Mhumi’s adoptive brothers and sisters are Sacha, a bush dog; Kutta, a dhole; and Kebero, a Simien wolf, in a two-story apartment. Mhumi is not the oldest, but he is the largest of them; so when their food runs out after their Mother disappears, and nearby fighting between a golden jackal and a domestic dog frightens them, Mhumi poses as a member of the canid police (a pack of painted dogs) to order them away. He learns more than his Mother ever told him. His adoptive family is despised; his Mother did not rescue orphaned pups, she stole them from their parents.

Mhumi just wants for himself and his adoptive siblings to survive, and to find their Mother. He gets part of what he wants. In the process, he learns the answers to some but not all questions: What happened to his, Sacha’s, Kutta’s, and Kebero’s foster mother? Why did she kidnap newborn pups of different canid species? Why was the city abandoned to the canids? What happened to the humans who built it? Why are there wild canids from all around the world living there? Where do they get their food? How can all the canids talk with each other? How did the painted dogs, a southern African dog, come to be the canids’ police? Who or what are the hulkers who threaten to kill and eat everyone?

Many scenes vividly establish their Wild Dog City. Mhumi’s home:

“‘Come with me, Mhumi,’ said Kutta, shouldering him out of the bedroom and away from his thoughts. She pawed open the door to the room at the end of the short hallway. It was a bathroom, with a knocked-over toilet revealing a gaping hole in the floor. Mhumi hopped up to the sink, batting at the encrusted-gray knob until a thin stream of water reluctantly came forth. It tasted like alkali as he lapped at it.

When he had finished he fell back on all fours, licking his lips, and Kutta hopped up to push the knob back down.” (p. 23)

Outside, in the street:

“Even though it was still early morning it was shimmering hot in the streets, the last of the previous day’s rain vanishing into a haze above the hot asphalt. The dogs around Mhumi were all trotting with ears back and tongues hanging out, a crowd of lean dogs and small white teeth. There were a few growls as more and more dogs fed into the crowd, but it was too hot to really fight.” (p. 27)

“Oldtown’s crowded apartments and townhouses soon gave way to larger buildings, squat and flat like the one that had housed the subway station. Some of the dogs spilled through a gap in a chain-link fence surrounding a playground, startling a family of Rüppell’s foxes that had taken refuge underneath the roundabout into furious, sleepy yapping. Mhumhi could see movement within the darkened and shuttered windows of the school beside it.

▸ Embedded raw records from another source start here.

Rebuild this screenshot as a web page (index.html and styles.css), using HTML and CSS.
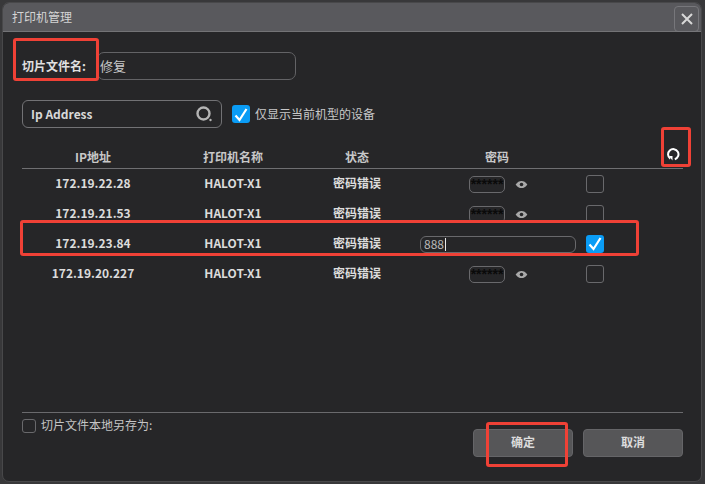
FILE: index.html
```html
<!DOCTYPE html>
<html lang="zh">
<head>
<meta charset="utf-8">
<title>打印机管理</title>
<link rel="stylesheet" href="styles.css">
</head>
<body>
<div class="dialog">
  <header class="titlebar">
    <span class="title">打印机管理</span>
    <button class="close" aria-label="关闭">
      <svg width="12" height="12" viewBox="0 0 12 12"><path d="M1 1l10 10M11 1L1 11" stroke="#d8d8d8" stroke-width="2" fill="none"/></svg>
    </button>
  </header>
  <main class="content">
    <div class="name-row">
      <label class="name-label"><span class="lift">切片文件名:</span></label>
      <div class="name-input">修复</div>
    </div>
    <div class="search-row">
      <div class="search">
        <span class="lift">Ip Address</span>
        <svg width="18" height="18" viewBox="0 0 18 18"><circle cx="8.500" cy="8.500" r="6" stroke="#b4b4b4" stroke-width="2.400" fill="none"/><circle cx="15.500" cy="15" r="1.200" fill="#b4b4b4"/></svg>
      </div>
      <span class="check checked big"><svg width="18" height="18" viewBox="0 0 18 18"><path d="M3.500 9.500l4 4.500 7-11" stroke="#fff" stroke-width="2.200" fill="none"/></svg></span>
      <span class="only"><span class="lift">仅显示当前机型的设备</span></span>
    </div>
    <div class="table">
      <div class="row head">
        <span>IP地址</span><span>打印机名称</span><span>状态</span><span>密码</span><span></span>
      </div>
      <div class="row">
        <span class="cell">172.19.22.28</span><span class="cell">HALOT-X1</span><span class="cell">密码错误</span>
        <span class="pw"><span class="pw-box">******</span><svg class="eye" width="13" height="9" viewBox="0 0 14 10"><path d="M.5 5C2.500 2 4.500 1 7 1s4.500 1 6.500 4C11.500 8 9.500 9 7 9S2.500 8 .5 5z" fill="#a8a8a8"/><circle cx="7" cy="5" r="2" fill="#262628"/></svg></span>
        <span class="check"></span>
      </div>
      <div class="row">
        <span class="cell">172.19.21.53</span><span class="cell">HALOT-X1</span><span class="cell">密码错误</span>
        <span class="pw"><span class="pw-box">******</span><svg class="eye" width="13" height="9" viewBox="0 0 14 10"><path d="M.5 5C2.500 2 4.500 1 7 1s4.500 1 6.500 4C11.500 8 9.500 9 7 9S2.500 8 .5 5z" fill="#a8a8a8"/><circle cx="7" cy="5" r="2" fill="#262628"/></svg></span>
        <span class="check"></span>
      </div>
      <div class="row">
        <span class="cell">172.19.23.84</span><span class="cell">HALOT-X1</span><span class="cell">密码错误</span>
        <span class="pw"><span class="pw-wide"><span class="lift">888</span><i class="caret"></i></span></span>
        <span class="check checked"><svg width="18" height="18" viewBox="0 0 18 18"><path d="M3.500 9.500l4 4.500 7-11" stroke="#fff" stroke-width="2.200" fill="none"/></svg></span>
      </div>
      <div class="row">
        <span class="cell">172.19.20.227</span><span class="cell">HALOT-X1</span><span class="cell">密码错误</span>
        <span class="pw"><span class="pw-box">******</span><svg class="eye" width="13" height="9" viewBox="0 0 14 10"><path d="M.5 5C2.500 2 4.500 1 7 1s4.500 1 6.500 4C11.500 8 9.500 9 7 9S2.500 8 .5 5z" fill="#a8a8a8"/><circle cx="7" cy="5" r="2" fill="#262628"/></svg></span>
        <span class="check"></span>
      </div>
    </div>
    <div class="footer">
      <div class="save-as">
        <span class="check small"></span>
        <span class="save-text">切片文件本地另存为:</span>
      </div>
      <div class="buttons">
        <button class="btn">确定</button>
        <button class="btn">取消</button>
      </div>
    </div>
  </main>
  <svg class="refresh" width="14" height="14" viewBox="0 0 14 14"><path d="M8.800 12.300A5.200 5.200 0 1 0 4.300 11.600" stroke="#fff" stroke-width="2" fill="none"/><path d="M3 9h3.500v4.500z" fill="#fff"/></svg>
  <div class="mark mark-name"></div>
  <div class="mark mark-refresh"></div>
  <div class="mark mark-row"></div>
  <div class="mark mark-ok"></div>
</div>
</body>
</html>
```
FILE: styles.css
```css
* { box-sizing: border-box; }
html, body { margin: 0; height: 100%; }
body {
  width: 705px;
  height: 484px;
  overflow: hidden;
  background: #38383a;
  padding: 2px 3px 2px 2px;
  font-family: "Noto Sans CJK SC", "Noto Sans", sans-serif;
  color: #dcdcdc;
}
.dialog {
  position: relative;
  width: 700px;
  height: 480px;
  background: #262628;
  border: 1px solid #48484a;
  border-radius: 7px;
  display: flex;
  flex-direction: column;
  overflow: hidden;
}
.titlebar {
  height: 29px;
  flex: none;
  background: #59595d;
  border-bottom: 1px solid #737376;
  display: flex;
  align-items: center;
  justify-content: space-between;
  padding: 0 2px 0 9px;
}
.title { font-size: 12px; color: #d4d4d4; padding-bottom: 2px; }
.close {
  width: 25px;
  height: 26px;
  padding: 0;
  margin-top: 3px;
  background: transparent;
  border: 1px solid #77777b;
  border-radius: 4px;
  display: flex;
  align-items: center;
  justify-content: center;
}
.content {
  flex: 1;
  display: flex;
  flex-direction: column;
  padding: 20px 18px 0 19px;
}
.lift { display: block; padding-bottom: 2px; }
.name-row { display: flex; align-items: center; height: 28px; }
.name-label { width: 75px; font-size: 12px; font-weight: 700; color: #e0e0e0; white-space: nowrap; }
.name-input {
  width: 199px;
  height: 28px;
  border: 1px solid #636366;
  border-radius: 7px;
  padding-left: 2px;
  font-size: 13px;
  line-height: 25px;
  color: #c8c8c8;
}
.search-row { display: flex; align-items: center; margin-top: 20px; height: 28px; }
.search {
  width: 200px;
  height: 28px;
  border: 1px solid #727275;
  border-radius: 6px;
  padding: 0 8px 0 8px;
  display: flex;
  align-items: center;
  justify-content: space-between;
  font-size: 12px;
  font-weight: 700;
  color: #d8d8d8;
}
.check {
  width: 18px;
  height: 18px;
  flex: none;
  display: block;
  border: 1px solid #69696c;
  border-radius: 3px;
}
.check.checked { background: #0a9cf5; border: 0; }
.check.big { margin-left: 10px; }
.check.small { width: 14px; height: 14px; }
.only { margin-left: 5px; font-size: 12px; color: #c8c8c8; }
.table { margin-top: 16px; }
.row {
  display: grid;
  grid-template-columns: 142px 138px 110px 170px 18px;
  height: 30px;
  align-items: center;
  font-size: 12px;
  font-weight: 700;
  color: #dcdcdc;
  text-align: center;
}
.row.head {
  height: 25px;
  border-bottom: 1px solid #6f6f72;
  color: #c8c8c8;
}
.cell { padding-bottom: 4px; }
.row .check { justify-self: start; margin-left: 4px; }
.pw { display: flex; align-items: center; height: 18px; }
.pw-box {
  margin-left: 57px;
  width: 36px;
  height: 17px;
  border: 1px solid #69696c;
  border-radius: 5px;
  color: #0a0a0a;
  font-family: "Liberation Sans", sans-serif;
  font-size: 14px;
  font-weight: 700;
  line-height: 15px;
  text-align: center;
  overflow: hidden;
}
.eye { margin-left: 10px; }
.pw-wide {
  margin-left: 8px;
  width: 156px;
  height: 17px;
  border: 1px solid #69696c;
  border-radius: 6px;
  padding-left: 3px;
  font-size: 12px;
  font-weight: 400;
  line-height: 15px;
  color: #b8b8b8;
  text-align: left;
  display: flex;
  align-items: center;
}
.caret { width: 1px; height: 13px; background: #e8e8e8; margin-left: 1px; }
.footer {
  margin-top: 123px;
  border-top: 1px solid #6a6a6d;
  display: flex;
  justify-content: space-between;
}
.save-as {
  display: flex;
  align-items: center;
  gap: 5px;
  height: 14px;
  margin-top: 6px;
  font-size: 12px;
  color: #c4c4c4;
}
.save-text { padding-bottom: 3px; }
.buttons { display: flex; gap: 10px; margin-top: 16px; }
.btn {
  width: 100px;
  height: 28px;
  padding: 0 0 3px;
  background: #565658;
  border: 1px solid #656568;
  border-radius: 4px;
  font-family: inherit;
  font-size: 12px;
  font-weight: 700;
  color: #dcdcdc;
}
.refresh { position: absolute; left: 663px; top: 144px; }
.mark {
  position: absolute;
  border: 3px solid #ef4136;
  border-radius: 3px;
  pointer-events: none;
}
.mark-name { left: 10px; top: 35px; width: 86px; height: 43px; }
.mark-refresh { left: 658px; top: 124px; width: 30px; height: 40px; }
.mark-row { left: 17px; top: 217px; width: 619px; height: 36px; }
.mark-ok { left: 483px; top: 419px; width: 82px; height: 45px; }
```
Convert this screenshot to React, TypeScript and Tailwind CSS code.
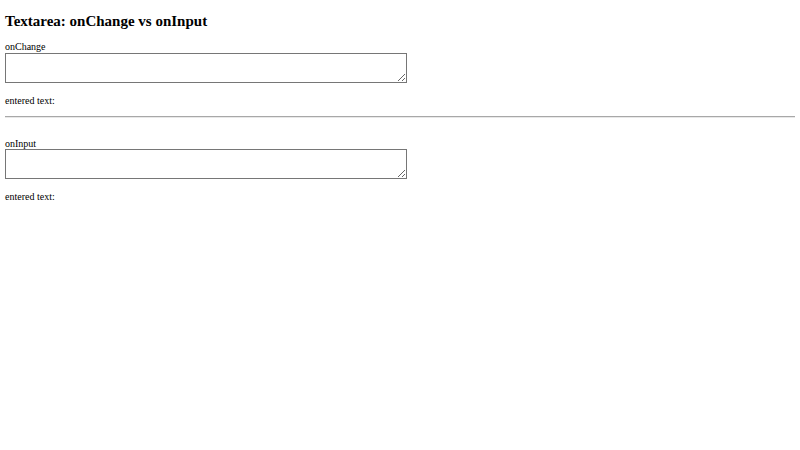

There were old cars here, too, scattered and parked permanently in different areas along the roadside. Some of them had their windshields broken in and served as makeshift dens for the smaller and less lucky dogs, but mostly they served as vantage points, especially as the crowd continued to swell. Mhumi broke away from Bii [a bat-eared fox] for a moment to bound on top of a sedan, paws thumping dully on the metal, adding dusty pawprints to the dozens that were already there.” (p. 28)

The cover by Aliza Layne shows Mhumi’s foster mother stealing him as an infant. The settings and events gradually grow more exotic, darker, and much bloodier. A spoiler: Mhumi discovers their Mother’s last two puppies, and they’re not dogs.

Wild Dog City is fascinating, original, and a real page-turner, but the reader needs a strong stomach to get through it. And it’s no real surprise that it ends with a major cliffhanger, because it’s labeled Darkeye, volume 1. Volume 2, Animal Words, is already published. Volume 3, The Starving Heart, is coming.

Lydia West (a pen name) has been serializing this on her Koryos site. It includes photographs of her three pet axolotls.